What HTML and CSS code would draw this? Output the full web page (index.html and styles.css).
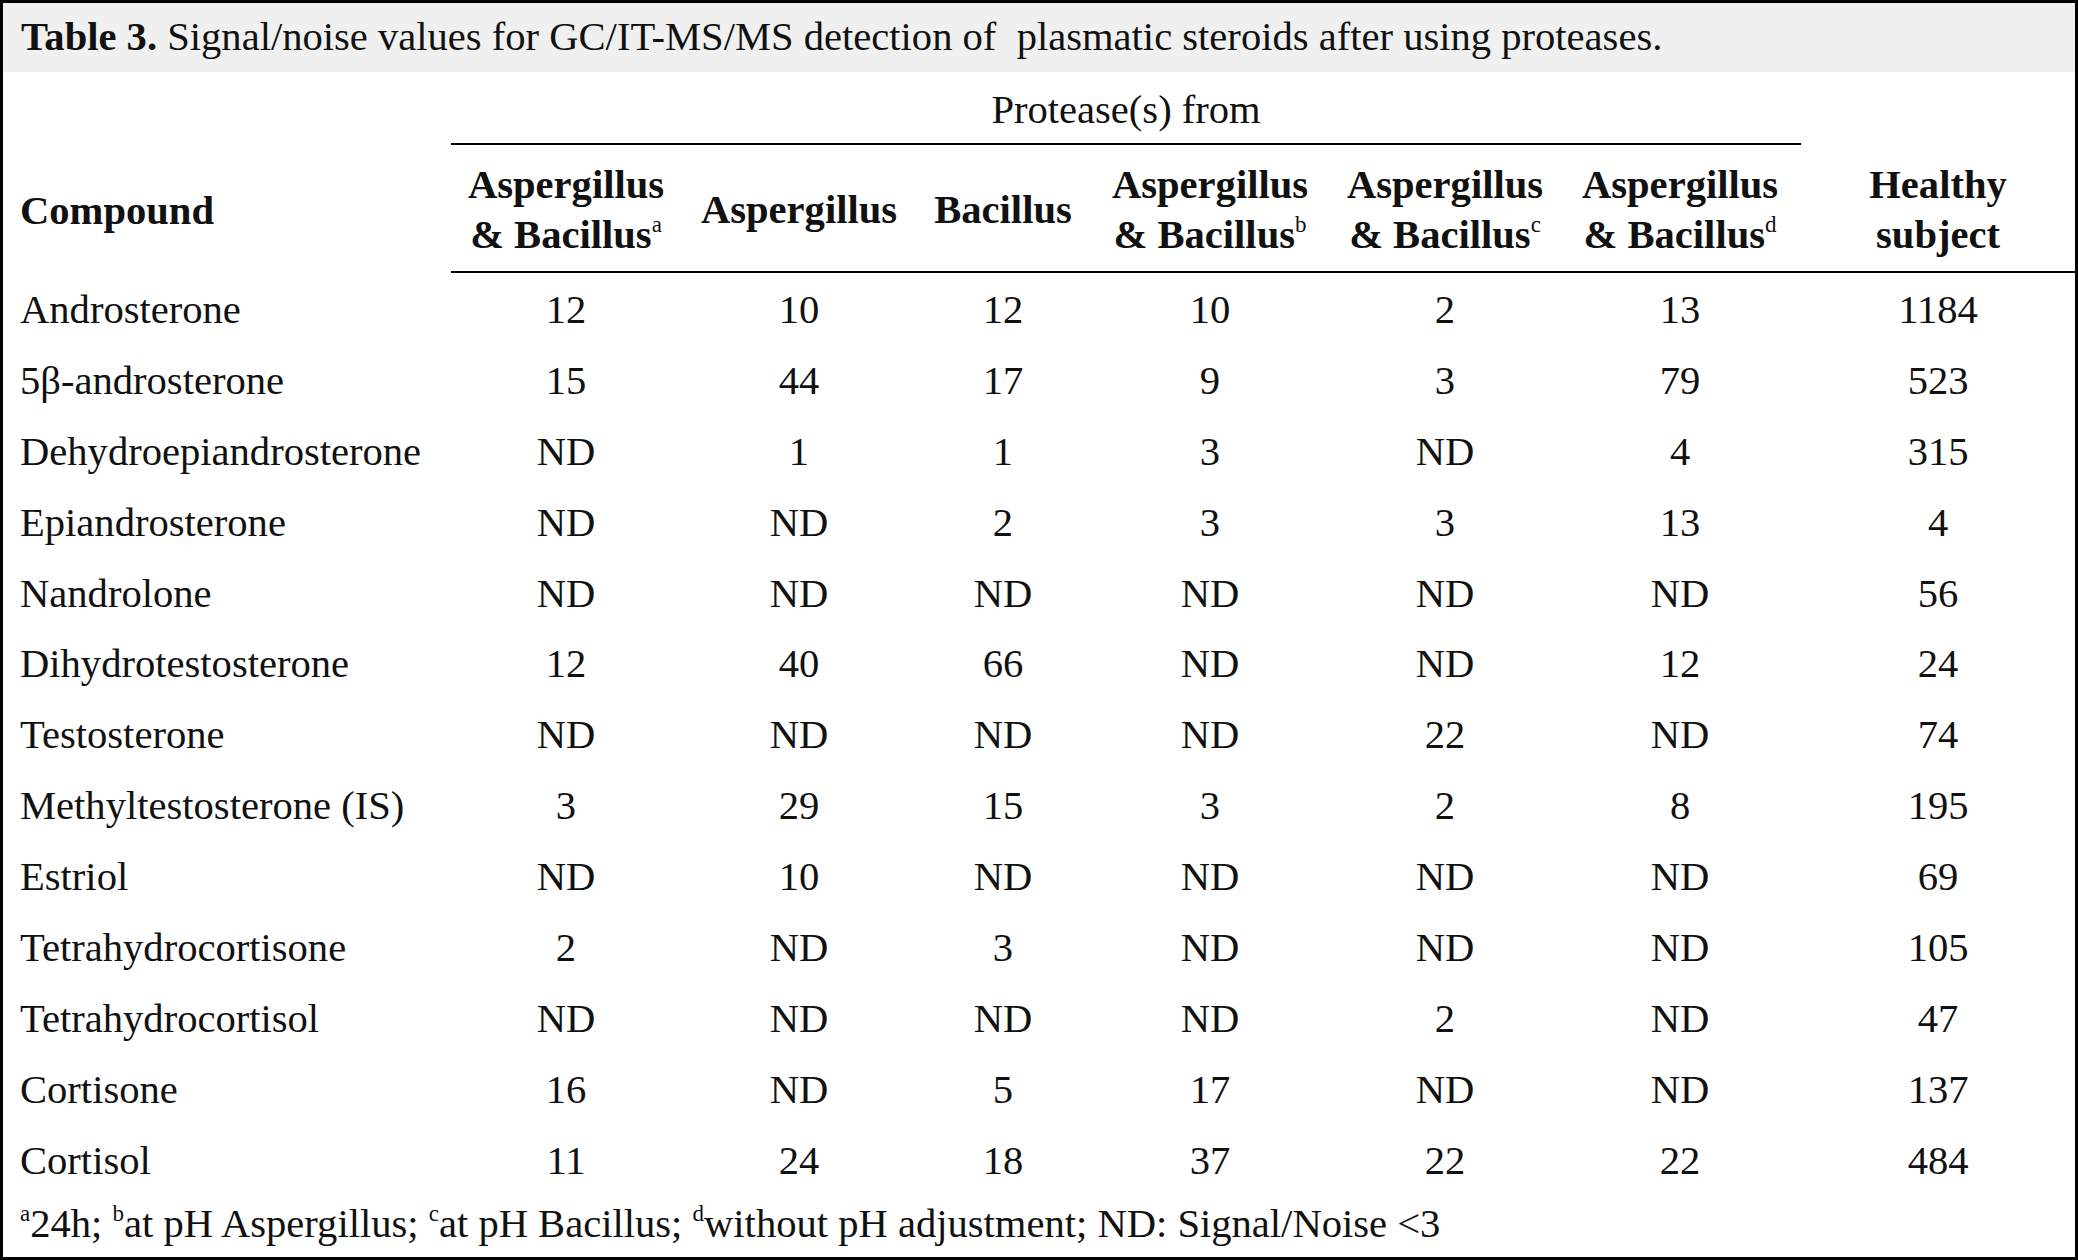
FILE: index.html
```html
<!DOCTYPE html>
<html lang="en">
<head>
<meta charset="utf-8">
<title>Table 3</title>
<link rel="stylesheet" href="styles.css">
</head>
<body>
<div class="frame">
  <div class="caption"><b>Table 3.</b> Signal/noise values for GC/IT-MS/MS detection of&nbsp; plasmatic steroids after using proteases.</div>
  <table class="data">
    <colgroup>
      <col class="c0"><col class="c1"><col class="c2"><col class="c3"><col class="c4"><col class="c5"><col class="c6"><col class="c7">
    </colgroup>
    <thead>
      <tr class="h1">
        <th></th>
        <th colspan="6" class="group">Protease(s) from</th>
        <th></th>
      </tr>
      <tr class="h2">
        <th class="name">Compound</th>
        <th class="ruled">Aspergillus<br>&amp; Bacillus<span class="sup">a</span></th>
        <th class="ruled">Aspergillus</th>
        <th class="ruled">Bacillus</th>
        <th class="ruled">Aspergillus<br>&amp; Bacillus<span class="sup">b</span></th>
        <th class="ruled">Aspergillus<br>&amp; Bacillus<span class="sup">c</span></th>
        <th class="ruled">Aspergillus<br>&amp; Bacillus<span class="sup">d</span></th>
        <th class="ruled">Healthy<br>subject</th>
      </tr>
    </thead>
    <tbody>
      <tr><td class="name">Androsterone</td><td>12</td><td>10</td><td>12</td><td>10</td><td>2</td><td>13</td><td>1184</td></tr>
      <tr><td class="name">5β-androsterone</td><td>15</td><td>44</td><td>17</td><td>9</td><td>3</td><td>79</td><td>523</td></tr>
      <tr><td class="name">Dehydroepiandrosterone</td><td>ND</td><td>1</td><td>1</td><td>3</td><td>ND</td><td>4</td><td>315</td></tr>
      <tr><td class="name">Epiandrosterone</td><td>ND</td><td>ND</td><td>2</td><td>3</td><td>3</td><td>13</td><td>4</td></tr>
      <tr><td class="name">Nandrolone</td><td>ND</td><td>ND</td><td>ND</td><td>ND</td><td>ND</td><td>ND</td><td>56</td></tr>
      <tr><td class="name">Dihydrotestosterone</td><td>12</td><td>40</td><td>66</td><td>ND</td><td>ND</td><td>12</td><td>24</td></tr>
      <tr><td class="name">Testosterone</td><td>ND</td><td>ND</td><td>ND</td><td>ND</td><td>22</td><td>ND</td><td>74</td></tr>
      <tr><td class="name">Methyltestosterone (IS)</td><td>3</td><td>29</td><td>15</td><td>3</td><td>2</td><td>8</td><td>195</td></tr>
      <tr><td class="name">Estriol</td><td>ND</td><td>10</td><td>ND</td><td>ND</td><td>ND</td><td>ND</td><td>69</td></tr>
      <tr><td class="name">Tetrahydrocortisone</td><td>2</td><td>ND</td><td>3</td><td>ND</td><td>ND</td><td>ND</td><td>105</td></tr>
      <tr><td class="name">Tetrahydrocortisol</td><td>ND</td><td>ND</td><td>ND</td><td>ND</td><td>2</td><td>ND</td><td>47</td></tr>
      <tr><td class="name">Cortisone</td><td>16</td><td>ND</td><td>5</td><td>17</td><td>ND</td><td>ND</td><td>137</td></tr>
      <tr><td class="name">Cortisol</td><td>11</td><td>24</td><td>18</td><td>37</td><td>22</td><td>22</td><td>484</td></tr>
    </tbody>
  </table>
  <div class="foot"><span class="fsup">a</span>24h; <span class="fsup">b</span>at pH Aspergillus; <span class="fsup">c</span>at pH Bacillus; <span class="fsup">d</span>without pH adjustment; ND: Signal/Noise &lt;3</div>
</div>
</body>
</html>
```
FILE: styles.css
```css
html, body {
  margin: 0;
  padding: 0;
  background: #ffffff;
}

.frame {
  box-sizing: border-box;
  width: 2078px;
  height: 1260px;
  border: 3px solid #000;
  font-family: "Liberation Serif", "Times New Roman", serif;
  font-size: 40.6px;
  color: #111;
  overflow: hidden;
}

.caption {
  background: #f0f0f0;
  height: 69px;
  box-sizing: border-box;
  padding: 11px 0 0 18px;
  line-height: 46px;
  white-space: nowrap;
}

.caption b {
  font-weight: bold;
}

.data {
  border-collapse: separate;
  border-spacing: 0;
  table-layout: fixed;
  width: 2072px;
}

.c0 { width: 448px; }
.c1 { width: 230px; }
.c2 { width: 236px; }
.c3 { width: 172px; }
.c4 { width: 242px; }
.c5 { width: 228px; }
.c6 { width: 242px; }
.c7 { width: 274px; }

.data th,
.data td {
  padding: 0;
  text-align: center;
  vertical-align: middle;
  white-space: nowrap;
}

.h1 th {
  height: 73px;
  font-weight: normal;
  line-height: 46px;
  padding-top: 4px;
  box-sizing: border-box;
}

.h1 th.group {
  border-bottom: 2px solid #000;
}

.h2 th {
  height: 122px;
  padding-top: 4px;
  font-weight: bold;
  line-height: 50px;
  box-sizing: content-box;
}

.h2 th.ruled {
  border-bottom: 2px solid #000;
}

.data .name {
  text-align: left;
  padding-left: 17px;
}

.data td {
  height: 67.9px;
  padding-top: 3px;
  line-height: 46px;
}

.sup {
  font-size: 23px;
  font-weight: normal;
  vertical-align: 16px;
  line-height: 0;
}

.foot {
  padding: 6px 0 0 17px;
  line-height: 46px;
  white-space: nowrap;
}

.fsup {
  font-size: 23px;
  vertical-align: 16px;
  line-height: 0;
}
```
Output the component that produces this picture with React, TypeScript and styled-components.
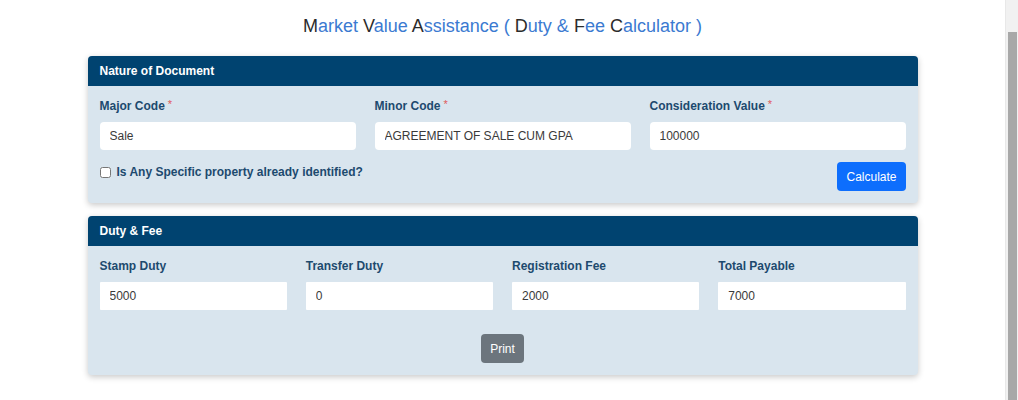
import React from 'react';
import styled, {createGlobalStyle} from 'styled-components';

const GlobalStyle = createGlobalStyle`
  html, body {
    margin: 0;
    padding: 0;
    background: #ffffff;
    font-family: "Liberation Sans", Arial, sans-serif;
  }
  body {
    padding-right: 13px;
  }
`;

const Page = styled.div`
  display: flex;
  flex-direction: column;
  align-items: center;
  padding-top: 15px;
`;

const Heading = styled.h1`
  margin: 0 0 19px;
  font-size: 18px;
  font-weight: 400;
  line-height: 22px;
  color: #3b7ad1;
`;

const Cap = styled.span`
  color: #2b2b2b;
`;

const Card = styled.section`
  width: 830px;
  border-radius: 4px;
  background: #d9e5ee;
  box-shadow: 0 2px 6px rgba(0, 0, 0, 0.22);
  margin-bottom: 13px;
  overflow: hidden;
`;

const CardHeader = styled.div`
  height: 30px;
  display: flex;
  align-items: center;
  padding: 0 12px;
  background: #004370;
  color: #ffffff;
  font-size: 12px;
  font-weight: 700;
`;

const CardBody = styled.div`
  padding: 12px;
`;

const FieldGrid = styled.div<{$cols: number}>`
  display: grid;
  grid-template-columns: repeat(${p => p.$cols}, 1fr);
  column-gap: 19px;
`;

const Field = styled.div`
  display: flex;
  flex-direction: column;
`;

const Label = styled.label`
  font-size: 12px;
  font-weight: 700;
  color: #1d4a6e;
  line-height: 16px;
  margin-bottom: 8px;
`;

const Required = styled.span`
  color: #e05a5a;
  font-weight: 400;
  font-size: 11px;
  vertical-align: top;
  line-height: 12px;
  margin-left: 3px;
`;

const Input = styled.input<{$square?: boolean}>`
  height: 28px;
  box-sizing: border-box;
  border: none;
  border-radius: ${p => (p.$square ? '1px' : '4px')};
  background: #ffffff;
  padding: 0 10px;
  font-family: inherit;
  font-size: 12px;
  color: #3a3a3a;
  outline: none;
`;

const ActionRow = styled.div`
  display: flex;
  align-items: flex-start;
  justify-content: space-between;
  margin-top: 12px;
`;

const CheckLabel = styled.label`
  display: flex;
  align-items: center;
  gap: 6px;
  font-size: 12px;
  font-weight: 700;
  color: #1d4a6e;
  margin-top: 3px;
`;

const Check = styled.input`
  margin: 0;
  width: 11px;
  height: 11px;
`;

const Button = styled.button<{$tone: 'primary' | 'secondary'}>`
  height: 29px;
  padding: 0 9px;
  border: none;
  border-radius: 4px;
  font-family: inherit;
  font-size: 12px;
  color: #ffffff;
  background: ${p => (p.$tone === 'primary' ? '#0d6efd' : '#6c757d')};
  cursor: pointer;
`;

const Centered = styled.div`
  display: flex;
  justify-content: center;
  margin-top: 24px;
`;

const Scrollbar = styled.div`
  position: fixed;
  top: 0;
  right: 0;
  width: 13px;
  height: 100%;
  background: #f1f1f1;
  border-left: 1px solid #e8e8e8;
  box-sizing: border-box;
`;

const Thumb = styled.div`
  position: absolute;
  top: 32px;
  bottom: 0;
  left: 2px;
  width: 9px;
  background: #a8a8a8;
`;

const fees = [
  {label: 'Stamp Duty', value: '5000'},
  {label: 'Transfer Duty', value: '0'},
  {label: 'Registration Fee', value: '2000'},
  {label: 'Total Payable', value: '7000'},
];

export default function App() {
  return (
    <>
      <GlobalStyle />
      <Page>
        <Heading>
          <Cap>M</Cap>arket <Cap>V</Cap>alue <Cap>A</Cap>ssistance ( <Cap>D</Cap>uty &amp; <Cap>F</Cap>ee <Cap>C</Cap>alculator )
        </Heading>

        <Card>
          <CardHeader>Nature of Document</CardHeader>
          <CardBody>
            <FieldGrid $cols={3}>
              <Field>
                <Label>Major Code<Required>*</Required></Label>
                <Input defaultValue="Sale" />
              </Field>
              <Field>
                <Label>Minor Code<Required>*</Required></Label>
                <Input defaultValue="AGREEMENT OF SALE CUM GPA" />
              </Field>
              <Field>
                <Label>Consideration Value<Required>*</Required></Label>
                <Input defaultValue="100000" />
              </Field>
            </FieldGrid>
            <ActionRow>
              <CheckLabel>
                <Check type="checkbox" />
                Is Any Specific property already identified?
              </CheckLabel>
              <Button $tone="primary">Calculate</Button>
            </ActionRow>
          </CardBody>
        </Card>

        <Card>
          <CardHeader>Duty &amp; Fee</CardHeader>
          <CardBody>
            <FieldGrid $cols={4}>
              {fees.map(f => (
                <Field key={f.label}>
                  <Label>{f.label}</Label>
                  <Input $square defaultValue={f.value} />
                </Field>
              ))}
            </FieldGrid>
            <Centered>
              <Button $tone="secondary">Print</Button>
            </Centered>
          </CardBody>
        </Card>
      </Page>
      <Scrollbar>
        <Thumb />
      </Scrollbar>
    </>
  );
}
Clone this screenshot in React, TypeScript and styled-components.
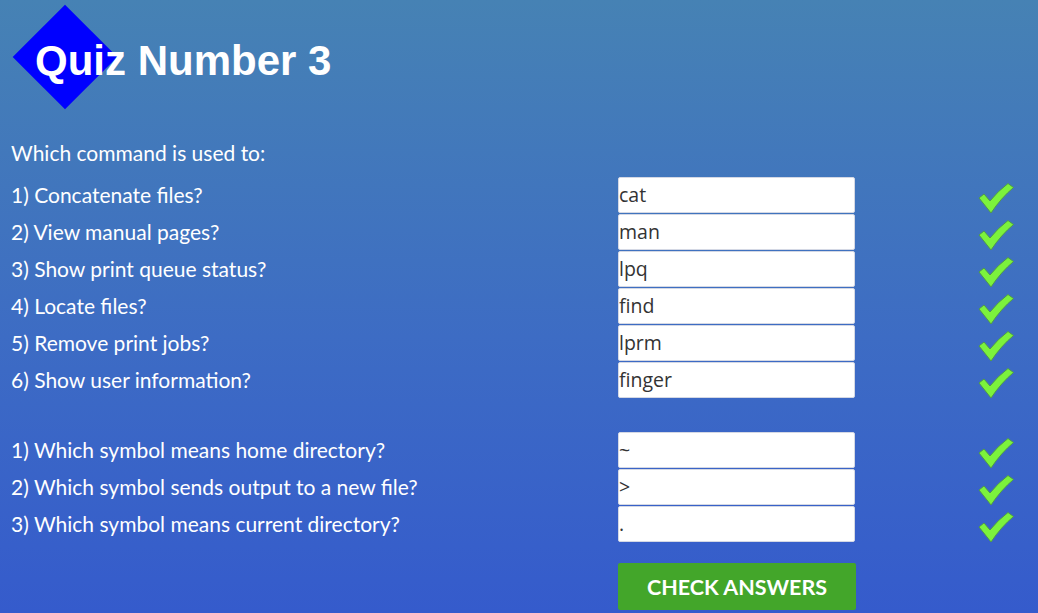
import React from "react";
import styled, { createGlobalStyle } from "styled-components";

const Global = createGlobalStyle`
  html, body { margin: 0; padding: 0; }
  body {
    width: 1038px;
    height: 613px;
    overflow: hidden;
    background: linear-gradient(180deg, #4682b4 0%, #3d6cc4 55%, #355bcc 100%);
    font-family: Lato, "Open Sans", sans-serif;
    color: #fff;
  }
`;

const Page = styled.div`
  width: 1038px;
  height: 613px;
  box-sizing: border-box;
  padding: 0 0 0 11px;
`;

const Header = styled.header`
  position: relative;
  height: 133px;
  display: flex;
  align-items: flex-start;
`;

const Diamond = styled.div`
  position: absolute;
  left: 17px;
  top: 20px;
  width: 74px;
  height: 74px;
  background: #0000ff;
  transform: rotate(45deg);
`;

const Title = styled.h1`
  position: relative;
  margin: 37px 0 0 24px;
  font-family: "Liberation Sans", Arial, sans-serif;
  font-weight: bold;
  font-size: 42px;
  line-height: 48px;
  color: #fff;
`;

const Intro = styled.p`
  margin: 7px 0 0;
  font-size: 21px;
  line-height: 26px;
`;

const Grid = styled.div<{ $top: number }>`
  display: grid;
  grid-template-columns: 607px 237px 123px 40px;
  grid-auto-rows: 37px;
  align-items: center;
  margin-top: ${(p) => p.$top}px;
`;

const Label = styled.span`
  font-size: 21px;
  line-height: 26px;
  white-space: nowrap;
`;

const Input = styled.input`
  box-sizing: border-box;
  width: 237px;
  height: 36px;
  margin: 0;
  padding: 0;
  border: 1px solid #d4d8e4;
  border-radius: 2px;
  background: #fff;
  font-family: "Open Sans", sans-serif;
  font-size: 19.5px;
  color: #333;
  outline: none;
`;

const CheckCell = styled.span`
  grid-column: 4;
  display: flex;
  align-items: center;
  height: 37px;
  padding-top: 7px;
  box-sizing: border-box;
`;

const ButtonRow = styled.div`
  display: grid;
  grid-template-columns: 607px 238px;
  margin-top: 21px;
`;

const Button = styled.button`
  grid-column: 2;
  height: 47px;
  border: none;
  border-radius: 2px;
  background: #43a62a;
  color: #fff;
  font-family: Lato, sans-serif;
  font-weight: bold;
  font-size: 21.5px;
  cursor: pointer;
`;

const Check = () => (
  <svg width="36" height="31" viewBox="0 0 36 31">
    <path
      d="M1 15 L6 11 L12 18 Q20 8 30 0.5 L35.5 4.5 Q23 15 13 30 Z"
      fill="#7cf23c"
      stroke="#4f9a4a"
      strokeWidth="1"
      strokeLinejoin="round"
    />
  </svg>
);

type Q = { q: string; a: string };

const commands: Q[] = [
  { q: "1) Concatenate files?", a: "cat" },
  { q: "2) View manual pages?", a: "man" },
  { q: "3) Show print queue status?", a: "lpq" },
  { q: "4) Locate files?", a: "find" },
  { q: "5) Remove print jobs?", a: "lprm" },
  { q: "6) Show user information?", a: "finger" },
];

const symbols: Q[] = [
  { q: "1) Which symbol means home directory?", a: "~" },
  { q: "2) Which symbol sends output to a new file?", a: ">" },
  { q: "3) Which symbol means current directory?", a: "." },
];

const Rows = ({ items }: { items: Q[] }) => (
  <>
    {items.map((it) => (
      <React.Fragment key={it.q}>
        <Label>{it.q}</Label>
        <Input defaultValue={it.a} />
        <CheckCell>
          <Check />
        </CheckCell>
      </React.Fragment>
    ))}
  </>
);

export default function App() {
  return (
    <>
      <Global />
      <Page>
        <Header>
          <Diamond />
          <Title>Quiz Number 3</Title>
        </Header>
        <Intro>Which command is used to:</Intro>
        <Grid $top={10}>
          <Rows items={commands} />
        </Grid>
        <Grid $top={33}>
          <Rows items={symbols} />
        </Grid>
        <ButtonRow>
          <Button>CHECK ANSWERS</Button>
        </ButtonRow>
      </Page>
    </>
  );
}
***
§ **EXERCISE GOAL**: Find each line in the records holding the string "React" and show it.

§ **SOLVED PROBLEM**:
Output the component that produces this picture with React, TypeScript and styled-components.
import React from 'react';
Clone this screenshot in React, TypeScript and styled-components.
import React from "react";
      <React.Fragment key={it.q}>
      </React.Fragment>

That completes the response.